Although the hospital corps’ gray uniform with white collar and cuffs was not one of the more vibrant shades, the volunteers wearing it were affectionately known as the Gray Ladies to the wounded soldiers. The corps, composed primarily of women volunteers, acted as hostesses and provided recreational services to patients, many of whom were injured during World War I. Although their official name was changed to a more manageable Hospital and Recreation Corps in 1934, it was the Gray Lady moniker that resonated through the years and in 1947, after World War II, the name was officially changed to the Gray Lady service.
Although the Gray Ladies provided non-medical care, they underwent a rigorous training process, provided by medical professionals and the Red Cross, which included hospital organization, ethics, psychiatry and occupational therapy.

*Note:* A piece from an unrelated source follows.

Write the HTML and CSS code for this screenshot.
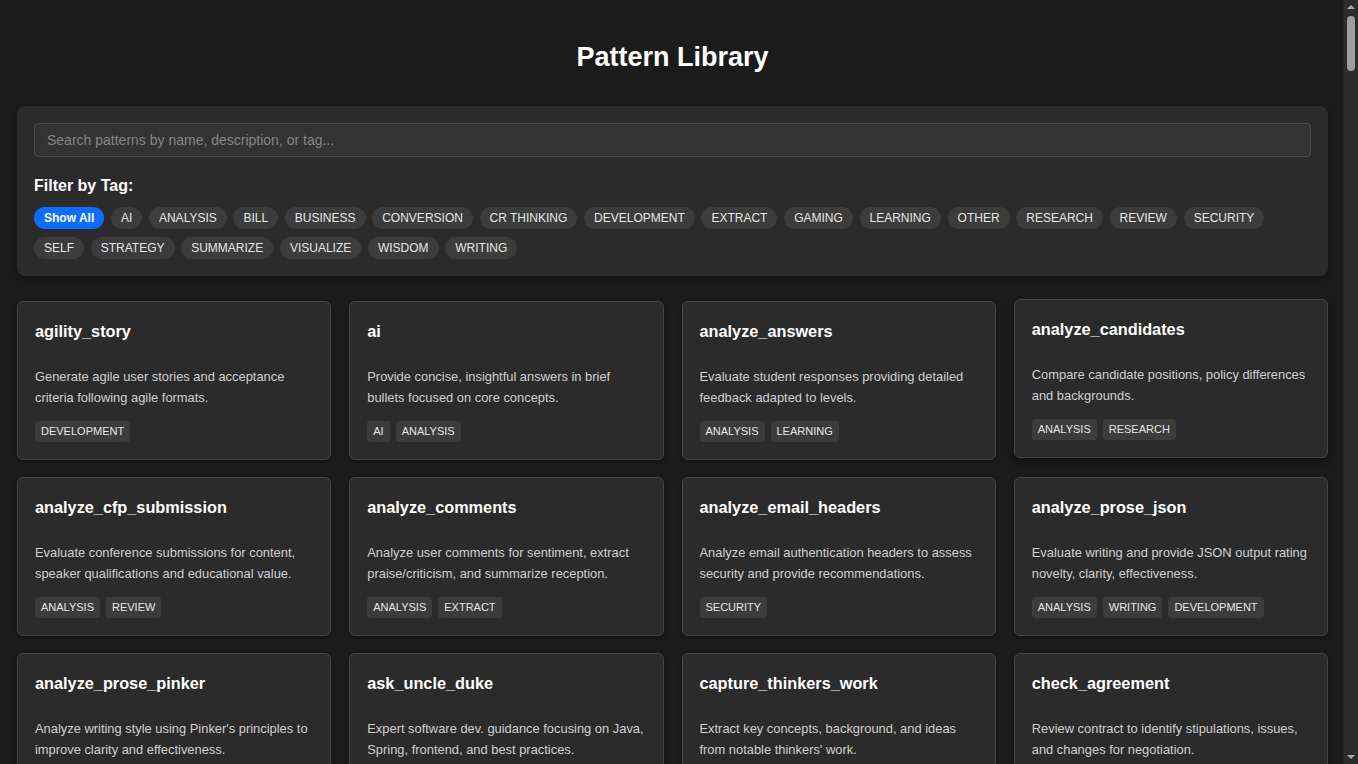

By the 1930s, with increased demand during the Depression, the Gray Lady Service spread to other hospitals around the country, both military and civilian. Their services also extended to blood centers and providing assistance with disaster response. During World War II, the service reached its peak with almost 50,000 women serving as Gray Ladies in military and other hospitals throughout the United States. Following the war, some Gray Ladies also served in U.S. military hospitals overseas. Although the numbers decreased, the Gray Ladies continued serving in American hospitals until the mid-1960s when the Red Cross shifted to a unified concept of volunteers. In keeping with this new policy, a universal blue uniform replaced the multi-hued collection of volunteer uniforms.
Today, the Red Cross continues providing support to hospitalized U.S. military personnel with dedicated volunteers through Service to the Armed Forces.